Enfin, sans m'en tenir au relevé des marques d'un voyage mental mélangeant certains plans spatiaux ou certaines époques, j'ai cité le début du quatrième alinéa : "J'ai horreur de tous les métiers", parce que je veux fixer votre attention sur un point important. Dès le début de "Mauvais sang", le fait d'être un païen, gaulois, barbare, sauvage, met en-dehors du monde du travail. La représentation est d'ailleurs fausse en ce qui concerne les gaulois, connus pour leurs inventions techniques notamment. Rimbaud associe le fait d'être un païen à un refus du travail et donc du devoir. Cela revient dans le passage des sections 5 à 6 de "Mauvais sang". Le poète se réfugie au "vrai royaume des enfants de Cham", il se réfugie même dans la "danse" (on penserait presque à une fable de La Fontaine) et quand les blancs débarquent pour imposer la civilisation apparaît la nécessité de s'habiller et de travailler. En se comparant aux gaulois, Rimbaud a immédiatement mis l'accent sur l'aspect barbare de son habillement, et une fois posée son identification à un gaulois en trois alinéas le poète a immédiatement exprimé son horreur des métiers.
Il ne faut pas lire le récit avec nos connaissances de ce qu'est un gaulois, il faut accepter de lire les liaisons que nous imposent Rimbaud, parce qu'à la fin de la lecture il va falloir en retirer la substantifique moelle du discours de Rimbaud. On ne peut pas lire séparément la revendication d'être gaulois, à savoir païen, et le refus du travail. On ne peut pas non plus se contenter de remarquer vaguement la liaison pour la perdre de vue ensuite. Il faut bien comprendre qu'à chaque fois que Rimbaud va prétendre refuser le travail ou le devoir, il va le faire en tant que païen, en tant que gaulois pour ce qui est du modèle le plus précis duquel il se revendique.
Et c'est alors que nous avons un premier passage étonnant de voyage mental, il convient de le citer ici :
   Mais ! qui a fait ma langue perfide tellement, qu'elle ait guidé et sauvegardé jusqu'ici ma paresse ! Sans me servir pour vivre de mon corps, et plus oisif que le crapaud, j'ai vécu partout.
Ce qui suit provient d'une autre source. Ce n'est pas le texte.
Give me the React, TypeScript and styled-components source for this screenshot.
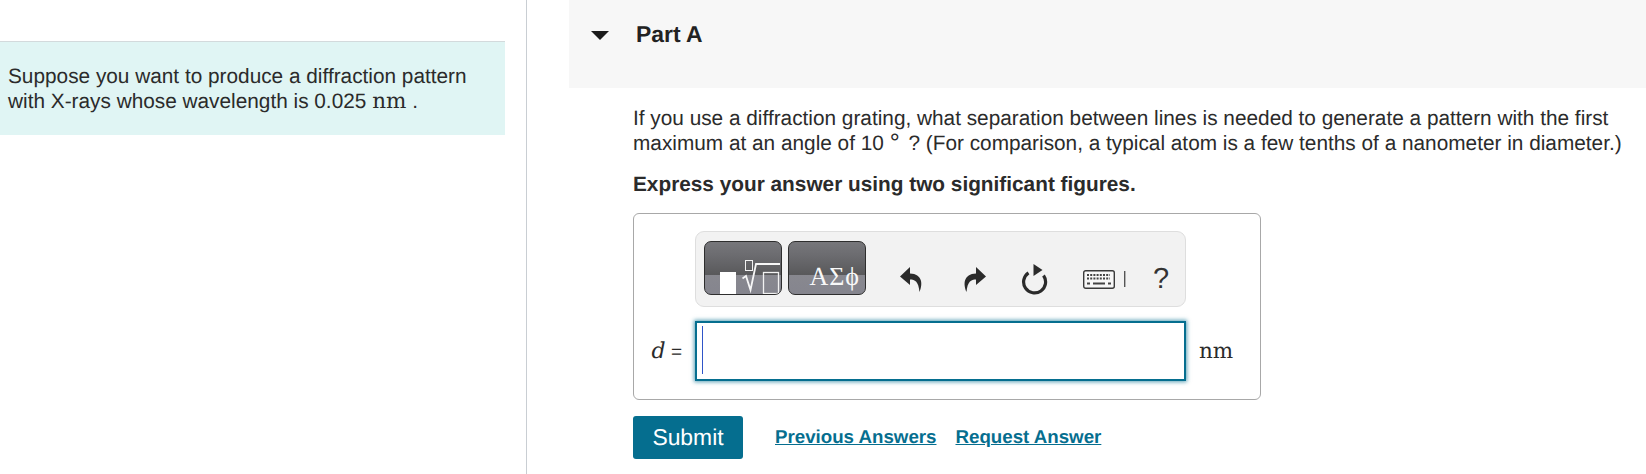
import React from "react";
import styled, { createGlobalStyle } from "styled-components";

const Global = createGlobalStyle`
  html, body { margin: 0; padding: 0; background: #fff; }
  body { font-family: "Liberation Sans", Arial, sans-serif; color: #2b2b2b; overflow: hidden; text-rendering: geometricPrecision; }
`;
const Page = styled.div`
  display: flex;
  width: 1646px;
  height: 474px;
  overflow: hidden;
`;
const LeftColumn = styled.aside`
  height: 474px;
  flex: none;
  padding-top: 41px;
  box-sizing: border-box;
  border-right: 1px solid #c9ced3;
  width: 527px;
`;
const Intro = styled.div`
  width: 505px;
  height: 94px;
  box-sizing: border-box;
  background: #e0f5f4;
  border-top: 1px solid #d3dadc;
  padding: 22px 8px 0;
  font-size: 20.8px;
  line-height: 25px;
`;
const Math = styled.span`
  font-family: "DejaVu Serif", serif;
  font-size: 21.5px;
`;
const RightColumn = styled.main`
  flex: 1;
  padding-left: 42px;
  min-width: 0;
`;
const PartHeader = styled.header`
  height: 88px;
  background: #f7f7f7;
  display: flex;
  align-items: flex-start;
  padding-top: 22px;
  box-sizing: border-box;
`;
const Caret = styled.span`
  width: 0;
  height: 0;
  margin: 9px 0 0 22px;
  border-left: 9px solid transparent;
  border-right: 9px solid transparent;
  border-top: 9px solid #1c1c1c;
`;
const PartTitle = styled.h2`
  margin: 0 0 0 27px;
  font-size: 22.88px;
  line-height: 25px;
  font-weight: 700;
  color: #222;
`;
const Content = styled.div`
  padding: 18px 0 0 64px;
`;
const Prompt = styled.p`
  margin: 0;
  font-size: 20.8px;
  line-height: 25px;
  white-space: nowrap;
`;
const Degree = styled.span`
  font-size: 25px;
  line-height: 0;
  vertical-align: -1px;
  margin-right: 3px;
`;
const Instruction = styled.p`
  margin: 16px 0 0;
  font-size: 20.8px;
  line-height: 25px;
  font-weight: 700;
`;
const AnswerBox = styled.section`
  margin-top: 16px;
  width: 628px;
  height: 187px;
  box-sizing: border-box;
  border: 1px solid #a8a8a8;
  border-radius: 6px;
  padding: 17px 0 0 61px;
`;
const Toolbar = styled.div`
  width: 491px;
  height: 76px;
  box-sizing: border-box;
  border: 1px solid #dedede;
  border-radius: 9px;
  background: #f2f2f2;
  display: flex;
  align-items: flex-start;
  padding: 9px 0 0 8px;
`;
const MathButton = styled.div<{ $gap?: number }>`
  width: 78px;
  height: 54px;
  margin-left: ${(p) => p.$gap ?? 0}px;
  box-sizing: border-box;
  border: 1px solid #2e2e2e;
  border-radius: 7px;
  flex: none;
  background: linear-gradient(#77777b 0, #6c6c70 25%, #59595b 63%, #88888f 64%, #85858e 100%);
  overflow: hidden;
  display: flex;
  align-items: flex-end;
  justify-content: flex-end;
`;
const Greek = styled.span`
  font-family: "Liberation Serif", serif;
  font-size: 26px;
  line-height: 26px;
  letter-spacing: 1px;
  color: #f8f8f8;
  margin: 0 5px 4px 0;
`;
const ToolSlot = styled.div<{ $left: number }>`
  margin: 23px 0 0 ${(p) => p.$left}px;
  height: 30px;
  display: flex;
  align-items: center;
  flex: none;
`;
const Help = styled.span`
  font-size: 29px;
  line-height: 30px;
  color: #333;
`;
const AnswerRow = styled.div`
  display: flex;
  align-items: center;
  margin-top: 14px;
  margin-left: -61px;
`;
const VarLabel = styled.span`
  width: 48px;
  text-align: right;
  font-size: 19px;
  white-space: pre;
  flex: none;
  margin-right: 13px;
`;
const VarName = styled.i`
  font-family: "DejaVu Serif", serif;
  font-size: 22px;
`;
const AnswerField = styled.div`
  width: 491px;
  height: 60px;
  box-sizing: border-box;
  border: 2px solid #056e8f;
  box-shadow: 0 0 4px 1px rgba(5, 110, 143, 0.65);
  background: #fff;
  flex: none;
  padding: 3px 0 0 5px;
`;
const Cursor = styled.div`
  width: 1px;
  height: 48px;
  background: #2f55c8;
`;
const Unit = styled.span`
  margin-left: 13px;
  font-family: "DejaVu Serif", serif;
  font-size: 21.5px;
`;
const Actions = styled.div`
  display: flex;
  align-items: center;
  margin-top: 16px;
`;
const SubmitButton = styled.button`
  width: 110px;
  height: 43px;
  border: 0;
  border-radius: 3px;
  background: #056e8f;
  color: #fff;
  font: 400 22.88px "Liberation Sans", Arial, sans-serif;
  text-rendering: geometricPrecision;
  padding: 0;
`;
const ActionLink = styled.a<{ $left: number }>`
  margin: 0 0 2px ${(p) => p.$left}px;
  color: #056e8f;
  font-size: 18.72px;
  font-weight: 700;
  text-decoration: underline;
`;

const TemplateIcon = () => (
  <svg width="76" height="52" viewBox="0 0 76 52" style={{ flex: "none" }}>
    <rect x="15" y="30" width="16" height="22" fill="#fff" />
    <rect x="40.5" y="18.5" width="7" height="10" fill="none" stroke="#f2f2f2" />
    <path d="M37.5 36.5 L41 34 L45.5 48 L51 22 H75" fill="none" stroke="#f6f6f6" strokeWidth="1.8" />
    <rect x="58.5" y="30.5" width="15" height="21" fill="none" stroke="#f2f2f2" strokeWidth="1.3" />
  </svg>
);
const UndoIcon = ({ flip }: { flip?: boolean }) => (
  <svg width="24" height="27" viewBox="0 0 24 27" style={flip ? { transform: "scaleX(-1)" } : undefined}>
    <path d="M11 1 L1 10.5 L11 19 V13.5 C16 13.5 19.5 15.5 20.5 26 C24 18 23.5 8 11 7.5 Z" fill="#2b2b2b" />
  </svg>
);
const ReloadIcon = () => (
  <svg width="28" height="32" viewBox="0 0 28 32">
    <path d="M7.5 9.8 A11 11 0 1 0 22.5 12.5" fill="none" stroke="#2b2b2b" strokeWidth="3.2" />
    <path d="M12.5 1 L21.5 7 L12.5 13 Z" fill="#2b2b2b" />
  </svg>
);
const KeyboardIcon = () => (
  <svg width="32" height="19" viewBox="0 0 32 19">
    <rect x="0.7" y="0.7" width="30.6" height="17.6" rx="2" fill="#f7f7f7" stroke="#3a3a3a" strokeWidth="1.4" />
    <path d="M4 5 H27 M4 8.5 H27" stroke="#444" strokeWidth="1.8" strokeDasharray="2 1.2" />
    <path d="M4 13.5 H7 M10 13.5 H22 M25 13.5 H28" stroke="#444" strokeWidth="2" />
  </svg>
);
const Separator = () => (
  <svg width="2" height="16" viewBox="0 0 2 16"><rect width="1.4" height="16" fill="#555" /></svg>
);

export default function App() {
  return (
    <Page>
      <Global />
      <LeftColumn>
        <Intro>
          Suppose you want to produce a diffraction pattern
          <br />
          with X-rays whose wavelength is 0.025 <Math>nm</Math> .
        </Intro>
      </LeftColumn>
      <RightColumn>
        <PartHeader>
          <Caret />
          <PartTitle>Part A</PartTitle>
        </PartHeader>
        <Content>
          <Prompt>
            If you use a diffraction grating, what separation between lines is needed to generate a pattern with the first
            <br />
            maximum at an angle of 10 <Degree>°</Degree> ? (For comparison, a typical atom is a few tenths of a nanometer in diameter.)
          </Prompt>
          <Instruction>Express your answer using two significant figures.</Instruction>
          <AnswerBox>
            <Toolbar>
              <MathButton><TemplateIcon /></MathButton>
              <MathButton $gap={6}><Greek>ΑΣϕ</Greek></MathButton>
              <ToolSlot $left={33}><UndoIcon /></ToolSlot>
              <ToolSlot $left={40}><UndoIcon flip /></ToolSlot>
              <ToolSlot $left={34}><ReloadIcon /></ToolSlot>
              <ToolSlot $left={34}><KeyboardIcon /></ToolSlot>
              <ToolSlot $left={9}><Separator /></ToolSlot>
              <ToolSlot $left={27}><Help>?</Help></ToolSlot>
            </Toolbar>
            <AnswerRow>
              <VarLabel><VarName>d</VarName> =</VarLabel>
              <AnswerField><Cursor /></AnswerField>
              <Unit>nm</Unit>
            </AnswerRow>
          </AnswerBox>
          <Actions>
            <SubmitButton>Submit</SubmitButton>
            <ActionLink $left={32} href="#">Previous Answers</ActionLink>
            <ActionLink $left={19} href="#">Request Answer</ActionLink>
          </Actions>
        </Content>
      </RightColumn>
    </Page>
  );
}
Pas une famille d'Europe que je ne connaisse. - J'entends des familles comme la mienne, qui tiennent tout de la déclaration des Droits de l'Homme.
   - J'ai connu chaque fils de famille !
Ici, nous avons un passage d'expression du voyage mental particulièrement compliqué à cerner. En effet, Rimbaud parle du fils de famille du Tiers-Etat. Or, sous l'Ancien Régime, le Clergé vient des deux autres ordres, et donc le poète en fils de famille revendique une connaissance de tout le monde, à l'exception des nobles qui représentent une composante démographique de toute façon quelque peu marginale, et les gens au pouvoir, Eglise ou politiques ou riches marchands et financiers, viennent souvent de la bourgeoisie qui tient tout aussi au plan juridique de la Déclaration des Droits de l'Homme. Le texte est un peu étrange dans la délimitation des fils de famille. Rimbaud parle-t-il de la jeunesse non encore au travail seulement ? Il dit que sa langue est perfide et il confirme l'idée que le gaulois ne travaille pas, il est adonné au péché de paresse et se sert de ses mensonges pour vivre sans travailler. Vu qu'ensuite le poète se compare à tout fils de famille quel qu'il soit, au lieu de s'inquiéter de la possibilité du poète d'avoir fréquenté tout le monde, on peut se dire que Rimbaud prête à tout un chacun une langue perfide camouflant une paresse, et cette situation privilégiée de paresse convient quelque peu à l'enfance préservée du travail ouvrier ou paysan. Ce serait un peu l'amorce de la dénonciation des faux nègres. En lisant cet alinéa, on pourrait se dire que nous n'avons pas affaire à un individu humain, mais à une sorte d'instance qui est en tout homme. Pourtant, à la lecture, on sent bien que nous avons un individu humain qui parle et raconte ses expériences et ses débats intérieurs. Ce que je comprends quand le poète dit qu'il a "vécu partout" et qu'il connaît chaque fils de famille, c'est une sorte d'inversion forte en gueule où au lieu de dire que le poète comprend à travers lui-même ce que sont tous les gens, il formule cela comme une visite qu'il aurait faite chez tout le monde.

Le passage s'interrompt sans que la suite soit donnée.